Freud: The sinking orb can symbolize the paternal super-ego setting its strict standards below the horizon, allowing repressed id desires (sea) to flood in. The sadness is mourning for lost parental approval or for childhood’s guaranteed safety. Either lens confirms: the feeling is not pathology, it is portal.

What to Do Next?

  1. Twilight Journaling: For the next seven evenings, sit outside or by a window at dusk. Write continuously for ten minutes beginning with “What is ending in me tonight…?” Do not reread until the week is over; then circle recurring phrases—those are your psyche’s instructions.
  2. Symbolic Release: On paper, draw today’s sunset with one object you need to let go of sinking alongside the sun. Burn the paper safely; watch smoke rise as mental attachment dissolves.
  3. Reality Check Conversations: If the dream featured a partner or friend, initiate a candid talk this week. Ask: “What part of our story feels like it’s setting?” Shared acknowledgment prevents Miller’s predicted separation by transforming it into conscious transition.
  4. Body Ritual: Melancholy pools in the lungs—practice three-cycle sighing: inhale normally, inhale again to top-up, then fully exhale. Do this twelve times at actual sunset to mirror the dream and teach the nervous system that endings can be breathed through, not braced against.

FAQ

Does a melancholy sunset dream predict actual death?

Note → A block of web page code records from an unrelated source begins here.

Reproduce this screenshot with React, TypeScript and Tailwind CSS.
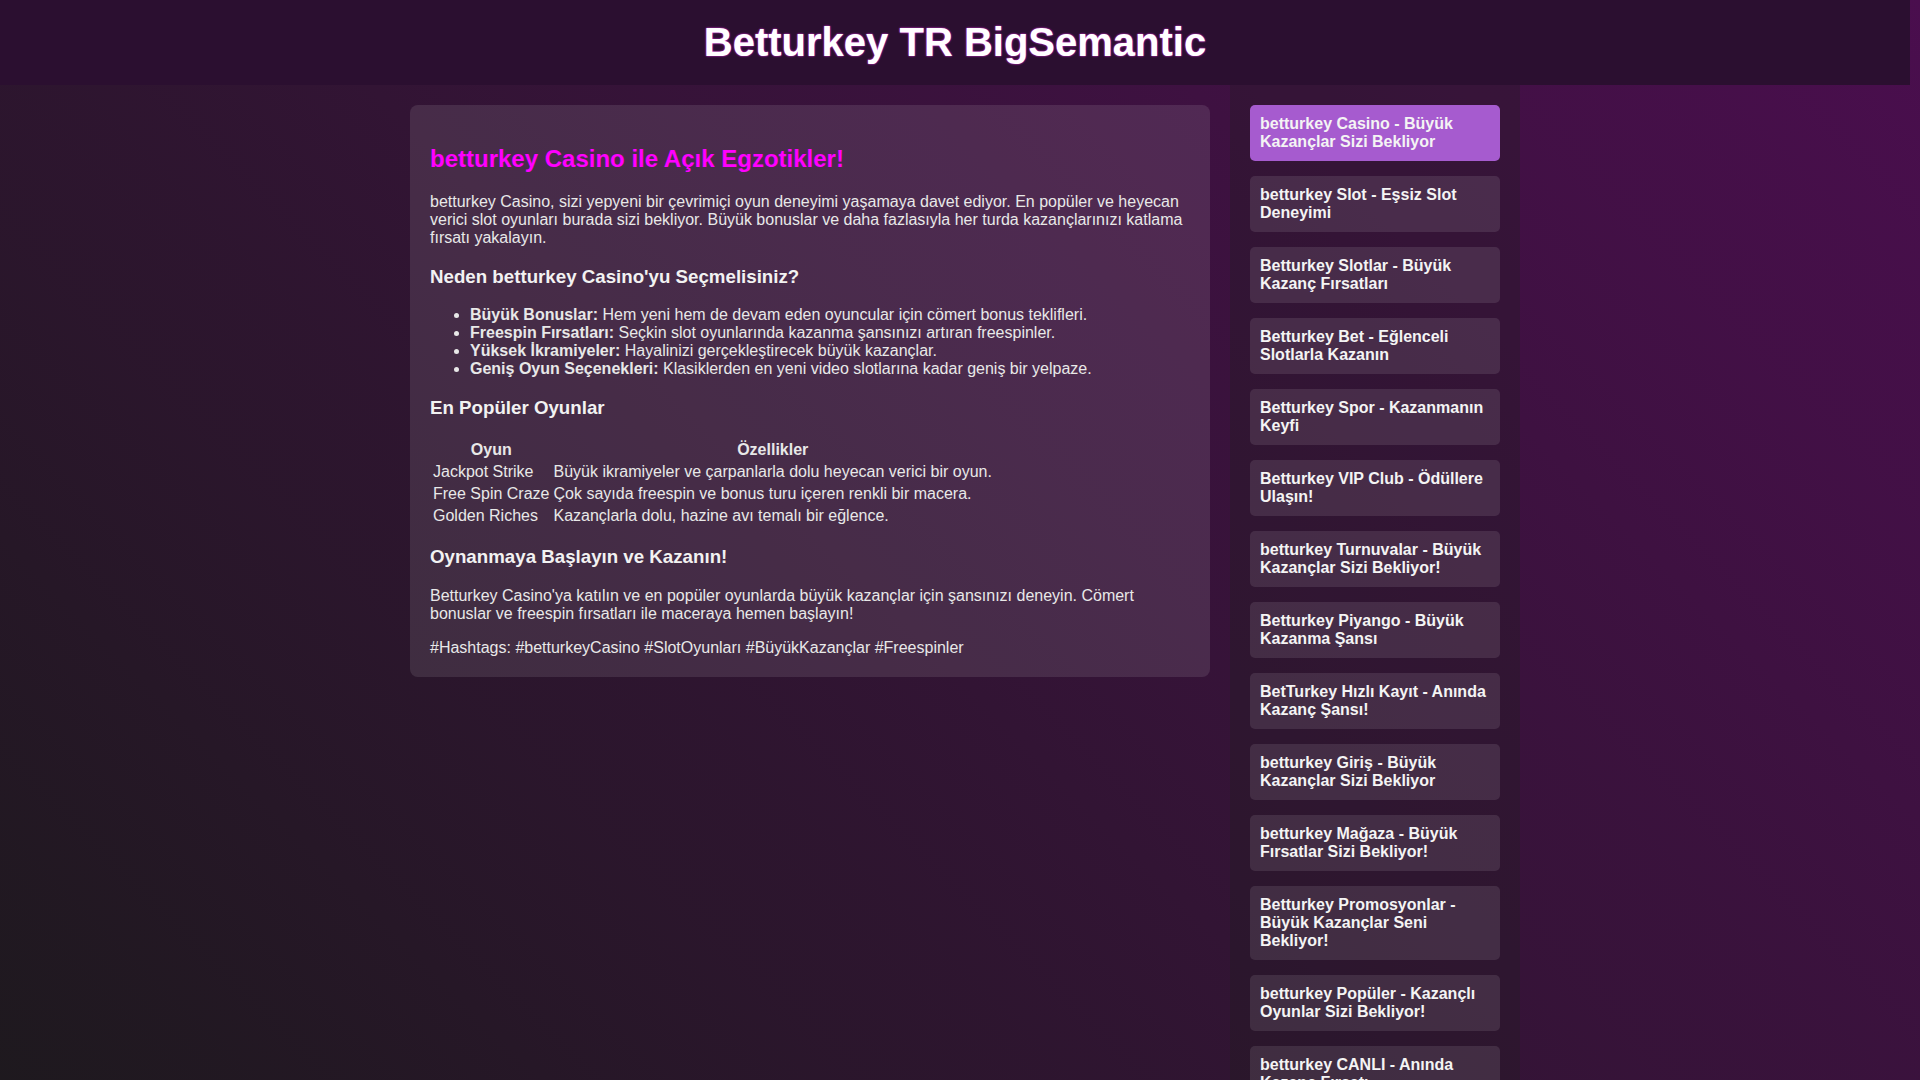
const links = [
  'betturkey Casino - Büyük Kazançlar Sizi Bekliyor',
  'betturkey Slot - Eşsiz Slot Deneyimi',
  'Betturkey Slotlar - Büyük Kazanç Fırsatları',
  'Betturkey Bet - Eğlenceli Slotlarla Kazanın',
  'Betturkey Spor - Kazanmanın Keyfi',
  'Betturkey VIP Club - Ödüllere Ulaşın!',
  'betturkey Turnuvalar - Büyük Kazançlar Sizi Bekliyor!',
  'Betturkey Piyango - Büyük Kazanma Şansı',
  'BetTurkey Hızlı Kayıt - Anında Kazanç Şansı!',
  'betturkey Giriş - Büyük Kazançlar Sizi Bekliyor',
  'betturkey Mağaza - Büyük Fırsatlar Sizi Bekliyor!',
  'Betturkey Promosyonlar - Büyük Kazançlar Seni Bekliyor!',
  'betturkey Popüler - Kazançlı Oyunlar Sizi Bekliyor!',
  'betturkey CANLI - Anında Kazanç Fırsatı',
  'Betturkey Bonus - Hoş Geldin Fırsatları',
  'betturkey Mobil - Her Yerde Kazanç',
  'Betturkey Destek - 7/24 Yanınızda',
]

const games = [
  ['Jackpot Strike', 'Büyük ikramiyeler ve çarpanlarla dolu heyecan verici bir oyun.'],
  ['Free Spin Craze', 'Çok sayıda freespin ve bonus turu içeren renkli bir macera.'],
  ['Golden Riches', 'Kazançlarla dolu, hazine avı temalı bir eğlence.'],
]

const features = [
  ['Büyük Bonuslar:', 'Hem yeni hem de devam eden oyuncular için cömert bonus teklifleri.'],
  ['Freespin Fırsatları:', 'Seçkin slot oyunlarında kazanma şansınızı artıran freespinler.'],
  ['Yüksek İkramiyeler:', 'Hayalinizi gerçekleştirecek büyük kazançlar.'],
  ['Geniş Oyun Seçenekleri:', 'Klasiklerden en yeni video slotlarına kadar geniş bir yelpaze.'],
]

function H3({ children }: { children: React.ReactNode }) {
  return <h3 className="my-[18.72px] text-[18.72px] font-bold text-[#f2f2f2]">{children}</h3>
}

export default function App() {
  return (
    <div className="min-h-screen bg-[linear-gradient(45deg,#1a1a1a,#4a0e4e)] pr-[10px] font-['Liberation_Sans',Arial,sans-serif] text-[16px] leading-[normal] text-[#e8e8e8]">
      <header className="flex h-[85px] w-full items-center justify-center bg-[#2b0f30]">
        <h1 className="text-[40px] font-bold text-white [text-shadow:0_0_2px_#ff33ff]">
          Betturkey TR BigSemantic
        </h1>
      </header>

      <div className="mx-auto flex w-[1130px]">
        <main className="w-[840px] p-5">
          <div className="rounded-lg bg-white/10 px-5 pt-5 pb-1">
            <h2 className="my-[19.92px] text-[24px] font-bold text-[#ff00ff]">
              betturkey Casino ile Açık Egzotikler!
            </h2>
            <p className="my-4">
              betturkey Casino, sizi yepyeni bir çevrimiçi oyun deneyimi yaşamaya davet ediyor. En popüler ve heyecan
              verici slot oyunları burada sizi bekliyor. Büyük bonuslar ve daha fazlasıyla her turda kazançlarınızı katlama
              fırsatı yakalayın.
            </p>

            <H3>Neden betturkey Casino'yu Seçmelisiniz?</H3>
            <ul className="my-4 list-disc pl-10">
              {features.map(([b, t]) => (
                <li key={b}>
                  <strong>{b}</strong> {t}
                </li>
              ))}
            </ul>

            <H3>En Popüler Oyunlar</H3>
            <table className="border-separate border-spacing-[2px]">
              <thead>
                <tr>
                  <th className="p-px text-center font-bold">Oyun</th>
                  <th className="p-px text-center font-bold">Özellikler</th>
                </tr>
              </thead>
              <tbody>
                {games.map(([name, desc]) => (
                  <tr key={name}>
                    <td className="p-px">{name}</td>
                    <td className="p-px">{desc}</td>
                  </tr>
                ))}
              </tbody>
            </table>

            <H3>Oynanmaya Başlayın ve Kazanın!</H3>
            <p className="my-4">
              Betturkey Casino'ya katılın ve en popüler oyunlarda büyük kazançlar için şansınızı deneyin. Cömert
              bonuslar ve freespin fırsatları ile maceraya hemen başlayın!
            </p>
            <p className="my-4">#Hashtags: #betturkeyCasino #SlotOyunları #BüyükKazançlar #Freespinler</p>
          </div>
        </main>

        <aside className="w-[290px] bg-[rgba(30,30,30,0.3)] p-5">
          {links.map((l, i) => (
            <a
              key={l}
              href="#"
              className={
                i === 0
                  ? 'mb-[15px] block rounded-[5px] bg-[#a65bcf] p-[10px] font-bold text-[#f4f4f4]'
                  : 'mb-[15px] block rounded-[5px] bg-white/10 p-[10px] font-bold text-[#f4f4f4]'
              }
            >
              {l}
            </a>
          ))}
        </aside>
      </div>
    </div>
  )
}
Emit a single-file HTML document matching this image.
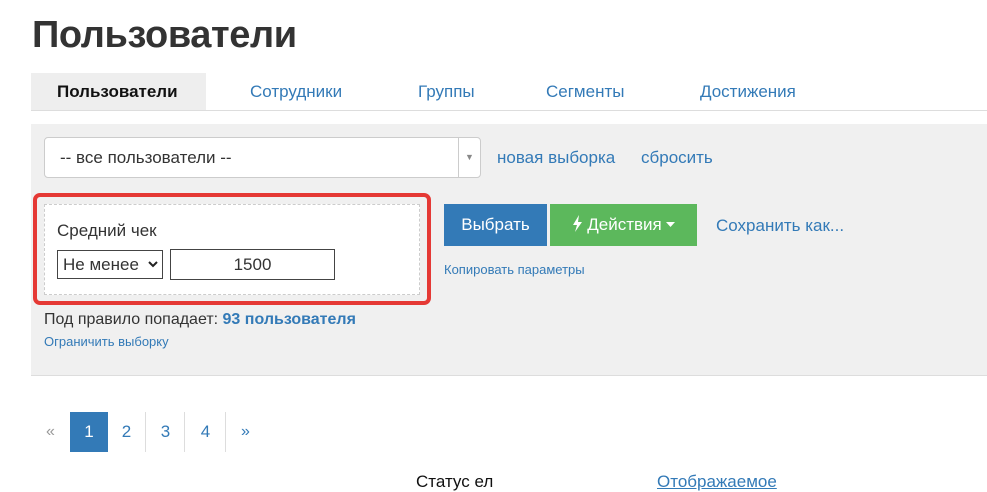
<!DOCTYPE html>
<html><head><meta charset="utf-8"><style>
*{box-sizing:border-box;margin:0;padding:0}
body{width:987px;height:479px;overflow:hidden;background:#fff;font-family:"Liberation Sans","DejaVu Sans",sans-serif;color:#333;position:relative}
.a{position:absolute}
h1{position:absolute;left:32px;top:14px;font-size:38px;font-weight:bold;color:#333;letter-spacing:-0.4px}
.tab{position:absolute;top:73px;height:37px;line-height:37px;font-size:17px;color:#337ab7}
.blue{color:#337ab7}
</style></head><body>
<h1>Пользователи</h1>
<div class="a" style="left:31px;top:73px;width:175px;height:38px;background:#eee"></div>
<div class="tab" style="left:57px;color:#111;font-weight:bold">Пользователи</div>
<div class="tab" style="left:250px">Сотрудники</div>
<div class="tab" style="left:418px">Группы</div>
<div class="tab" style="left:546px">Сегменты</div>
<div class="tab" style="left:700px">Достижения</div>
<div class="a" style="left:31px;top:110px;width:956px;height:1px;background:#ddd"></div>
<div class="a" style="left:31px;top:124px;width:956px;height:252px;background:#f0f0f0;border-bottom:1px solid #ddd"></div>
<div class="a" style="left:44px;top:137px;width:437px;height:41px;background:#fff;border:1px solid #ccc;border-radius:4px"></div>
<div class="a" style="left:458px;top:138px;width:1px;height:39px;background:#ccc"></div>
<div class="a" style="left:465px;top:152px;font-size:9px;color:#888">▼</div>
<div class="a" style="left:60px;top:148px;font-size:17px;color:#333">-- все пользователи --</div>
<div class="a blue" style="left:497px;top:148px;font-size:17px">новая выборка</div>
<div class="a blue" style="left:641px;top:148px;font-size:17px">сбросить</div>
<div class="a" style="left:33px;top:193px;width:398px;height:112px;border:4px solid #e53935;border-radius:7px"></div>
<div class="a" style="left:44px;top:204px;width:376px;height:91px;background:#fff;border:1px dashed #ccc"></div>
<div class="a" style="left:57px;top:221px;font-size:17px">Средний чек</div>
<div class="a" style="left:57px;top:250px;width:106px;height:29px;border:1px solid #444;background:#fff;font-size:17px;line-height:27px;padding-left:5px">Не менее<svg style="position:absolute;right:4px;top:10px" width="10" height="7" viewBox="0 0 10 7"><path d="M1 1l4 4 4-4" stroke="#222" stroke-width="2" fill="none"/></svg></div>
<div class="a" style="left:170px;top:249px;width:165px;height:31px;border:1px solid #444;background:#fff;font-size:17px;line-height:29px;text-align:center">1500</div>
<div class="a" style="left:444px;top:204px;width:103px;height:42px;background:#337ab7;color:#fff;font-size:17px;line-height:42px;text-align:center">Выбрать</div>
<div class="a" style="left:550px;top:204px;width:147px;height:42px;background:#5cb85c;color:#fff;font-size:17px;line-height:42px;text-align:center"><svg width="11" height="17" viewBox="0 0 11 17" style="vertical-align:-2px"><path d="M7 0L1 10h4l-2 7 7-10H6z" fill="#fff"/></svg> Действия <svg width="9" height="5" viewBox="0 0 9 5" style="vertical-align:3px"><path d="M0 0h9L4.5 5z" fill="#fff"/></svg></div>
<div class="a blue" style="left:716px;top:216px;font-size:17px">Сохранить как...</div>
<div class="a blue" style="left:444px;top:262px;font-size:13px">Копировать параметры</div>
<div class="a" style="left:44px;top:311px;font-size:16px">Под правило попадает: <b class="blue">93 пользователя</b></div>
<div class="a blue" style="left:44px;top:334px;font-size:13px">Ограничить выборку</div>
<div class="a" style="left:46px;top:423px;font-size:16px;color:#999">«</div>
<div class="a" style="left:70px;top:412px;width:38px;height:40px;background:#337ab7;color:#fff;font-size:17px;line-height:40px;text-align:center">1</div>
<div class="a blue" style="left:108px;top:412px;width:38px;height:40px;font-size:17px;line-height:40px;text-align:center;border-right:1px solid #ddd">2</div>
<div class="a blue" style="left:147px;top:412px;width:38px;height:40px;font-size:17px;line-height:40px;text-align:center;border-right:1px solid #ddd">3</div>
<div class="a blue" style="left:186px;top:412px;width:40px;height:40px;font-size:17px;line-height:40px;text-align:center;border-right:1px solid #ddd">4</div>
<div class="a blue" style="left:241px;top:423px;font-size:16px">»</div>
<div class="a" style="left:416px;top:472px;font-size:17px;color:#111">Статус ел</div>
<div class="a blue" style="left:657px;top:472px;font-size:17px;text-decoration:underline">Отображаемое</div>
</body></html>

Rarely. It forecasts the “death” of a phase, role, or belief, not literal mortality. Treat it as a courteous heads-up from the psyche to complete unfinished emotional business.

Why do I wake up crying?

The dream accesses the limbic brain directly; tears are detox, not weakness. Keep tissues by the bed and welcome the cleanse—your body is simply finishing the sunset inside.

Can I turn the dream around and make the sunset happy?

Forcing joy bypasses the message. Instead, ask the dream for a follow-up: before sleep, intend to see the sunrise. Over successive nights, track how the psyche responds; integration moves from dusk to dawn naturally.

Summary

A melancholy sunset dream is the soul’s soft rehearsal for letting go, inviting you to mourn, honor, and ultimately transform what must fade so new light can find you. Heed its gentle apocalypse, and you will discover that every ending contains the first color of tomorrow’s sky.

From the 1901 Archives

"To dream that you feel melancholy over any event, is a sign of disappointment in what was thought to be favorable undertakings. To dream that you see others melancholy, denotes unpleasant interruption in affairs. To lovers, it brings separation."